🤖 AI Summary
This work addresses the challenge of accurately routing natural language queries in multi-database enterprise environments, where overlapping domains and semantic ambiguity often hinder precise query interpretation. To tackle this issue, the study introduces a structured reasoning mechanism into the query routing task for the first time, proposing a modular, reasoning-driven reranking strategy. This approach explicitly models schema coverage, structural connectivity, and fine-grained semantic alignment, effectively integrating the strengths of retrieval-based methods and logical inference. Evaluated on a benchmark dataset constructed from real-world scenarios, the proposed method significantly outperforms baseline approaches—including pure embedding-based models and direct prompting of large language models—across all metrics, demonstrating marked improvements in both routing accuracy and robustness.
📝 Abstract
We address the task of routing natural language queries in multi-database enterprise environments. We construct realistic benchmarks by extending existing NL-to-SQL datasets.
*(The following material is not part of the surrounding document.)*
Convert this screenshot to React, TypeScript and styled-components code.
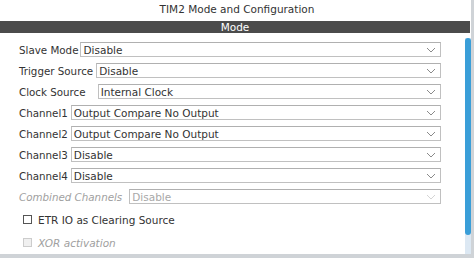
import React from 'react';
import styled, { createGlobalStyle } from 'styled-components';

const GlobalStyle = createGlobalStyle`
    html, body {
        margin: 0;
        padding: 0;
        background: #ffffff;
    }
    body {
        font-family: 'DejaVu Sans', 'Liberation Sans', sans-serif;
    }
`;

type Row = { label: string; value: string; gap?: number; disabled?: boolean };

const rows: Row[] = [
    { label: 'Slave Mode', value: 'Disable', gap: 2 },
    { label: 'Trigger Source', value: 'Disable' },
    { label: 'Clock Source', value: 'Internal Clock', gap: 12 },
    { label: 'Channel1', value: 'Output Compare No Output' },
    { label: 'Channel2', value: 'Output Compare No Output' },
    { label: 'Channel3', value: 'Disable' },
    { label: 'Channel4', value: 'Disable' },
    { label: 'Combined Channels', value: 'Disable', gap: 7, disabled: true }
];

const Chevron = ({ disabled }: { disabled?: boolean }) => (
    <ChevronIcon width='10' height='6' viewBox='0 0 10 6'>
        <path d='M1 1 L5 5 L9 1' fill='none' stroke={disabled ? '#d4d4d4' : '#8a8a8a'} strokeWidth='1' />
    </ChevronIcon>
);

export default function App() {
    return (
        <Frame>
            <GlobalStyle />
            <Window>
                <Title>TIM2 Mode and Configuration</Title>
                <SectionBar>Mode</SectionBar>
                <Body>
                    <Content>
                        {rows.map((row) => (
                            <FieldRow key={row.label} $gap={row.gap ?? 3}>
                                <Label $disabled={row.disabled}>{row.label}</Label>
                                <Select $disabled={row.disabled}>
                                    <span>{row.value}</span>
                                    <Chevron disabled={row.disabled} />
                                </Select>
                            </FieldRow>
                        ))}
                        <CheckRow>
                            <CheckBox />
                            <CheckLabel>ETR IO as Clearing Source</CheckLabel>
                        </CheckRow>
                        <CheckRow $disabled>
                            <CheckBox $disabled />
                            <CheckLabel $disabled>XOR activation</CheckLabel>
                        </CheckRow>
                    </Content>
                    <ScrollLane>
                        <ScrollThumb />
                    </ScrollLane>
                </Body>
            </Window>
        </Frame>
    );
}

const Frame = styled.div`
    width: 474px;
    height: 258px;
    background: #cfd3d7;
    overflow: hidden;
`;

const Window = styled.div`
    width: 471px;
    height: 254px;
    background: #ffffff;
    display: flex;
    flex-direction: column;
`;

const Title = styled.div`
    height: 21px;
    line-height: 19px;
    text-align: center;
    font-size: 10.5px;
    color: #333333;
    padding-left: 3px;
`;

const SectionBar = styled.div`
    height: 12px;
    line-height: 12px;
    background: #4b4b4b;
    color: #ffffff;
    text-align: center;
    font-size: 10.5px;
    margin-right: 1px;
`;

const Body = styled.div`
    flex: 1;
    display: flex;
    min-height: 0;
`;

const Content = styled.div`
    flex: 1;
    padding: 9px 24px 0 19px;
    display: flex;
    flex-direction: column;
    gap: 6px;
`;

const FieldRow = styled.div<{ $gap: number }>`
    display: flex;
    align-items: center;
    gap: ${(p) => p.$gap}px;
    height: 15px;
`;

const Label = styled.span<{ $disabled?: boolean }>`
    font-size: 10.3px;
    white-space: nowrap;
    color: ${(p) => (p.$disabled ? '#a0a0a0' : '#333333')};
    font-style: ${(p) => (p.$disabled ? 'italic' : 'normal')};
`;

const Select = styled.div<{ $disabled?: boolean }>`
    flex: 1;
    height: 15px;
    box-sizing: border-box;
    border: 1px solid #c0c0c0;
    border-top-color: #b0b0b0;
    display: flex;
    align-items: center;
    justify-content: space-between;
    padding: 0 4px 0 2px;
    font-size: 10.5px;
    color: ${(p) => (p.$disabled ? '#a8a8a8' : '#333333')};
    background: #ffffff;
`;

const ChevronIcon = styled.svg`
    display: block;
`;

const CheckRow = styled.div<{ $disabled?: boolean }>`
    display: flex;
    align-items: center;
    gap: 6px;
    padding-left: 4px;
    height: 15px;
    margin-top: 2px;
`;

const CheckBox = styled.span<{ $disabled?: boolean }>`
    width: 9px;
    height: 9px;
    box-sizing: border-box;
    border: 1px solid ${(p) => (p.$disabled ? '#cccccc' : '#555555')};
    background: ${(p) => (p.$disabled ? '#f0f0f0' : '#ffffff')};
`;

const CheckLabel = styled.span<{ $disabled?: boolean }>`
    font-size: 10.5px;
    color: ${(p) => (p.$disabled ? '#a0a0a0' : '#333333')};
    font-style: ${(p) => (p.$disabled ? 'italic' : 'normal')};
`;

const ScrollLane = styled.div`
    width: 6px;
    margin-top: 5px;
    background: #dce8f3;
    display: flex;
    flex-direction: column;
`;

const ScrollThumb = styled.div`
    height: 197px;
    background: #3a9ed8;
    border-radius: 3px;
`;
Our study shows that routing becomes increasingly challenging with larger, domain-overlapping DB repositories and ambiguous queries, motivating the need for more structured and robust reasoning-based solutions. By explicitly modelling schema coverage, structural connectivity, and fine-grained semantic alignment, the proposed modular, reasoning-driven reranking strategy consistently outperforms embedding-only and direct LLM-prompting baselines across all the metrics.